Under the rubric of the Restatement of Contracts, good faith performance of the contract is that performance which is not “bad faith.” The Restatement provides an open ended catalogue of bad faith, and numerous illustrations. (For the interested reader, the author has written about the overly ambitious use good faith arguments in his article: “Good Faith and Fair Dealing in Commercial Leasing: The Right Doctrine in the Wrong Transaction,” 41 John Marshall L. Rev. 275 (2008)).

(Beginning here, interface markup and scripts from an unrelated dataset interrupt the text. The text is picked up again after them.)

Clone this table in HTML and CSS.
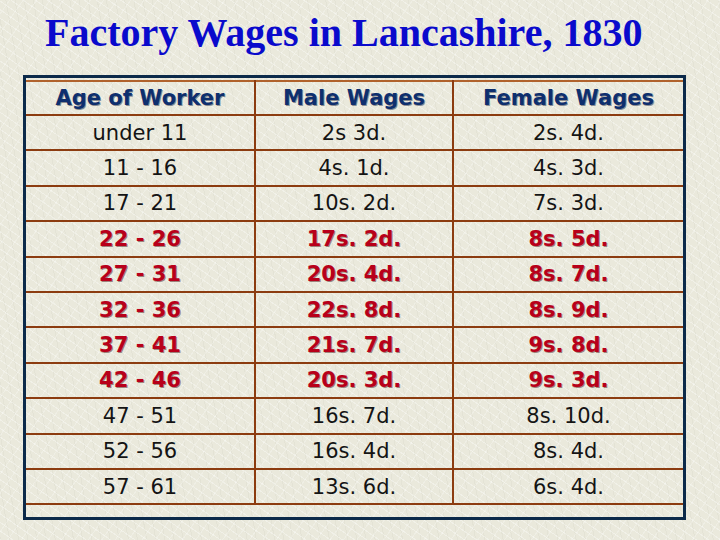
FILE: index.html
```html
<!DOCTYPE html>
<html lang="en">
<head>
<meta charset="utf-8">
<title>Factory Wages in Lancashire, 1830</title>
<link rel="stylesheet" href="styles.css">
</head>
<body>
<h1 class="title">Factory Wages in Lancashire, 1830</h1>
<div class="frame">
  <table class="wages">
    <thead>
      <tr><th>Age of Worker</th><th>Male Wages</th><th>Female Wages</th></tr>
    </thead>
    <tbody>
      <tr><td>under 11</td><td>2s 3d.</td><td>2s. 4d.</td></tr>
      <tr><td>11 - 16</td><td>4s. 1d.</td><td>4s. 3d.</td></tr>
      <tr><td>17 - 21</td><td>10s. 2d.</td><td>7s. 3d.</td></tr>
      <tr class="hi"><td>22 - 26</td><td>17s. 2d.</td><td>8s. 5d.</td></tr>
      <tr class="hi"><td>27 - 31</td><td>20s. 4d.</td><td>8s. 7d.</td></tr>
      <tr class="hi"><td>32 - 36</td><td>22s. 8d.</td><td>8s. 9d.</td></tr>
      <tr class="hi"><td>37 - 41</td><td>21s. 7d.</td><td>9s. 8d.</td></tr>
      <tr class="hi"><td>42 - 46</td><td>20s. 3d.</td><td>9s. 3d.</td></tr>
      <tr><td>47 - 51</td><td>16s. 7d.</td><td>8s. 10d.</td></tr>
      <tr><td>52 - 56</td><td>16s. 4d.</td><td>8s. 4d.</td></tr>
      <tr><td>57 - 61</td><td>13s. 6d.</td><td>6s. 4d.</td></tr>
    </tbody>
  </table>
</div>
</body>
</html>
```
FILE: styles.css
```css
html, body {
  margin: 0;
  padding: 0;
}
body {
  width: 720px;
  height: 540px;
  overflow: hidden;
  background-color: #eae9dc;
  background-image:
    repeating-linear-gradient(35deg, rgba(255,255,255,0.35) 0 1px, transparent 1px 7px),
    repeating-linear-gradient(-55deg, rgba(255,255,255,0.25) 0 1px, transparent 1px 11px),
    repeating-linear-gradient(80deg, rgba(200,200,185,0.18) 0 1px, transparent 1px 9px);
  font-family: "DejaVu Sans", "Open Sans", sans-serif;
}
.title {
  margin: 0;
  padding: 10px 0 0 45px;
  height: 66px;
  box-sizing: border-box;
  font-family: "Liberation Serif", "Times New Roman", serif;
  font-weight: bold;
  font-size: 40px;
  line-height: 46px;
  color: #0a0acc;
  white-space: nowrap;
}
.frame {
  margin: 9px 34px 0 23px;
  border: 3px solid #0c2a4a;
  padding: 2px 0 12px 0;
}
.wages {
  width: 100%;
  border-collapse: collapse;
  table-layout: fixed;
  border-top: 2px solid #b0622c;
  border-bottom: 2px solid #8c3c10;
}
.wages th:nth-child(1), .wages td:nth-child(1) { width: 228px; }
.wages th:nth-child(2), .wages td:nth-child(2) { width: 196px; }
.wages th, .wages td {
  text-align: center;
  padding: 0;
  font-size: 21px;
  color: #141414;
  border-bottom: 2px solid #8c3c10;
}
.wages th + th, .wages td + td {
  border-left: 2px solid #8c3c10;
}
.wages th {
  height: 32px;
  font-weight: bold;
  color: #0e2f6e;
  text-shadow: 1px 1px 0 rgba(10, 20, 50, 0.45);
}
.wages td {
  height: 33.4px;
}
.wages tbody tr:last-child td {
  border-bottom: none;
}
.wages tr.hi td {
  color: #b8001a;
  font-weight: bold;
  text-shadow: 1px 1px 0 rgba(60, 0, 0, 0.45);
}
```
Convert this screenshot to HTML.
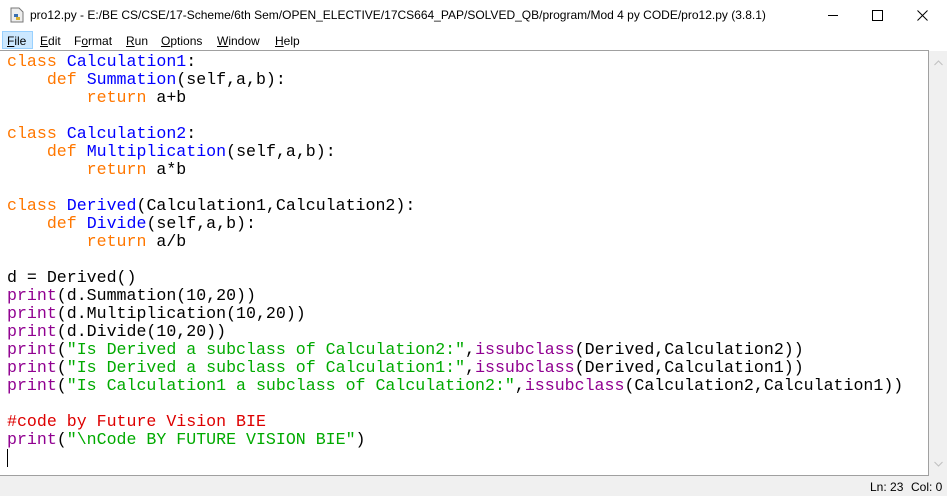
<!DOCTYPE html>
<html><head><style>
body{margin:0;width:947px;height:496px;overflow:hidden;background:#fff;font-family:"Liberation Sans",sans-serif;position:relative}
#title{position:absolute;left:0;top:0;width:947px;height:31px;background:#fff}
#title .t{position:absolute;left:30px;top:8px;font-size:12px;color:#000}
#menu{position:absolute;left:0;top:31px;width:947px;height:19px;font-size:12px}
#menu span{position:absolute;top:3px}
#menu u{text-decoration:underline}
#file{position:absolute;left:2px;top:31px;width:31px;height:18px;background:#cce8ff;border:1px solid #99d1ff;box-sizing:border-box}
#ed{position:absolute;left:0;top:50px;width:929px;height:426px;border-top:1px solid #a0a0a0;border-right:1px solid #a0a0a0;border-bottom:1px solid #a0a0a0;box-sizing:border-box}
#sb{position:absolute;left:929px;top:51px;width:18px;height:425px;background:#f0f0f0}
#status{position:absolute;left:0;top:476px;width:947px;height:20px;background:#f0f0f0;font-size:12px}
pre{position:absolute;left:7px;top:53px;margin:0;font-family:"Liberation Mono",monospace;font-size:16.6px;line-height:18px;color:#000}
.k{color:#ff7700}.d{color:#0000ff}.p{color:#900090}.s{color:#00aa00}.c{color:#dd0000}
</style></head><body>
<div id="title">
<svg style="position:absolute;left:9px;top:7px" width="16" height="16" viewBox="0 0 16 16"><path d="M2 1h8l4 4v10H2z" fill="#eee" stroke="#777"/><path d="M5 7h4v3H5z" fill="#3a6fb0"/><path d="M7 10h4v3H7z" fill="#d8b030"/></svg>
<div class="t">pro12.py - E:/BE CS/CSE/17-Scheme/6th Sem/OPEN_ELECTIVE/17CS664_PAP/SOLVED_QB/program/Mod 4 py CODE/pro12.py (3.8.1)</div>
<div style="position:absolute;left:828px;top:15px;width:10px;height:1px;background:#000"></div>
<div style="position:absolute;left:872px;top:10px;width:9px;height:9px;border:1px solid #000"></div>
<svg style="position:absolute;left:917px;top:10px" width="11" height="11"><path d="M0.5 0.5L10.5 10.5M10.5 0.5L0.5 10.5" stroke="#000"/></svg>
</div>
<div id="file"></div>
<div id="menu"><span style="left:7px"><u>F</u>ile</span><span style="left:40px"><u>E</u>dit</span><span style="left:74px">F<u>o</u>rmat</span><span style="left:126px"><u>R</u>un</span><span style="left:161px"><u>O</u>ptions</span><span style="left:217px"><u>W</u>indow</span><span style="left:275px"><u>H</u>elp</span></div>
<div id="ed"></div>
<div id="sb"><svg style="position:absolute;left:5px;top:9px" width="9" height="6"><path d="M0.5 5L4.5 1L8.5 5" stroke="#c0c0c0" fill="none"/></svg><svg style="position:absolute;left:5px;top:410px" width="9" height="6"><path d="M0.5 1L4.5 5L8.5 1" stroke="#c0c0c0" fill="none"/></svg></div>
<pre><span class="k">class</span> <span class="d">Calculation1</span>:
    <span class="k">def</span> <span class="d">Summation</span>(self,a,b):
        <span class="k">return</span> a+b

<span class="k">class</span> <span class="d">Calculation2</span>:
    <span class="k">def</span> <span class="d">Multiplication</span>(self,a,b):
        <span class="k">return</span> a*b

<span class="k">class</span> <span class="d">Derived</span>(Calculation1,Calculation2):
    <span class="k">def</span> <span class="d">Divide</span>(self,a,b):
        <span class="k">return</span> a/b

d = Derived()
<span class="p">print</span>(d.Summation(10,20))
<span class="p">print</span>(d.Multiplication(10,20))
<span class="p">print</span>(d.Divide(10,20))
<span class="p">print</span>(<span class="s">"Is Derived a subclass of Calculation2:"</span>,<span class="p">issubclass</span>(Derived,Calculation2))
<span class="p">print</span>(<span class="s">"Is Derived a subclass of Calculation1:"</span>,<span class="p">issubclass</span>(Derived,Calculation1))
<span class="p">print</span>(<span class="s">"Is Calculation1 a subclass of Calculation2:"</span>,<span class="p">issubclass</span>(Calculation2,Calculation1))

<span class="c">#code by Future Vision BIE</span>
<span class="p">print</span>(<span class="s">"\nCode BY FUTURE VISION BIE"</span>)
</pre>
<div style="position:absolute;left:7px;top:449px;width:1px;height:18px;background:#000"></div>
<div id="status"><span style="position:absolute;left:870px;top:4px">Ln: 23</span><span style="position:absolute;left:911px;top:4px">Col: 0</span></div>
</body></html>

In this case, Bollag appears to have acted in bad faith. Just one example: in its analysis of Bollag’s liability for landslide, the court noted that Bollag was aware of the problem when he signed the initial contract. Bollag was described as having “graphic” knowledge of the possibility. As a result, Bollag agreed to landslide mitigation measures, and for this reason allowed PLP an easement to do this work during the first extension. Thus, Bollag protested too much: he was quite aware of the problem early on and at peace with it. Using the language of the Restatement of Contracts, Bollag’s behaviour evaded the “spirit of the bargain.”
Editor’s Comment 1: The Editor is struck by the fact that the court appeared to rely entirely on the implied duty of good faith and fair dealing, which it concluded existed whether or not the parties stipulated such a duty, but ignored the fact that the contract in fact directly imposed the duty. Does this make a difference? Well, one would assume that specific contractual language ought to be evaluated in terms of the parties’ situation and bargaining objectives at time of contract, and such evaluation may have some features than might exist in the evaluation of a general implied duty. (Note that the Editor said ‘may.” Don’t require examples – he can’t think of any.)